# Thread: 2 very difficult trig problems

1. ## 2 very difficult trig problems

Having an extremely difficult time solving 2 problems. Have posted it as a photo attachment. The first 2 paragraphs & diagram relate to the 1st problem. The last paragraph is for the second problem.

For the second problem, I tried using double-angle formula, but I don't know where to go after that. For the first problem, I am completely lost. Any help would be appreciated. Thanks

2. ## Re: 2 very difficult trig problems

I don't understand why changing the number of bearings changes anything. It just looks like it would fill up more of the space around the hub. If you could explain that I might be able to help.

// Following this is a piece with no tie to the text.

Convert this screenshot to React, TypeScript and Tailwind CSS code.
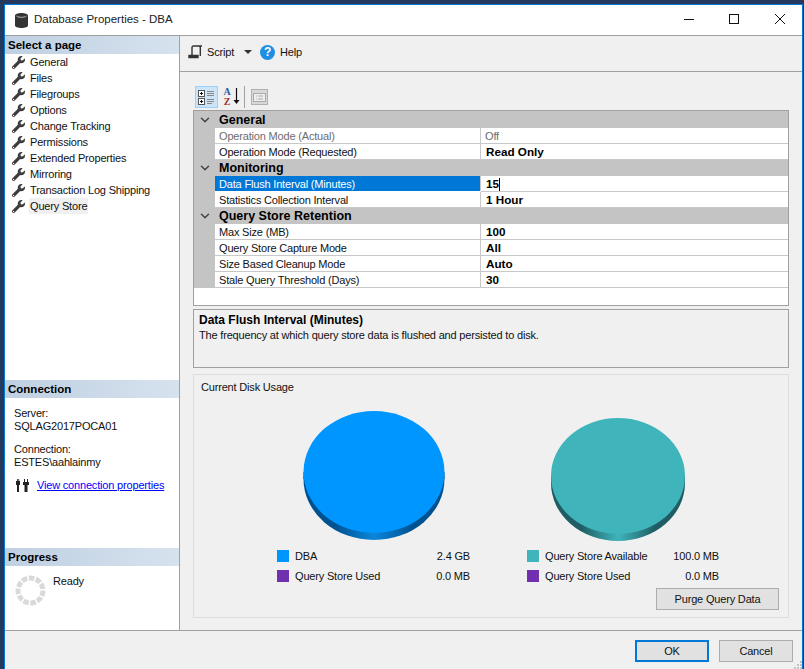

3. ## Re: 2 very difficult trig problems

...And in the future please put your problem so it's right side up!

-Dan

4. ## Re: 2 very difficult trig problems

I think the diagram is a little misleading. It's just meant to show you what a, b, and c are. When there are three bearings, they fill up the entire circle, touching each other (i.e. a will be very small and b very big). As you add more ball bearings, a increases and b decreases. I think that's what the problem is trying to say.

5. ## Re: 2 very difficult trig problems

The attached figure explains the first problem more clearly. Fig 1 to 4 depicts the configuration for 3,4,5,6 ball bearing cases receptively.

As in Fig 5 lets consider the n-ball bearing case.

$\sin \theta = \frac{ID}{DL} = \frac{b}{a+b} \implies \frac{a}{b} = \csc \theta - 1$ where $\theta = \frac{\pi}{n}$ as it depicts a regular n-sided polygon.

Other ratios are easy as we have $c= a+2b$

Kalyan.

6. ## Re: 2 very difficult trig problems

HINT: For the second problem use the identity $\sin (90 \pm x) = \mp \cos x$ and the identity $sin^2 x + cos^2 x =1$.

Kalyan.

9. ## Re: 2 very difficult trig problems

Originally Posted by ibdutt
I have gone wrong and i am sorry. kalyanram is very correct and MINOANMAN has referred a good site.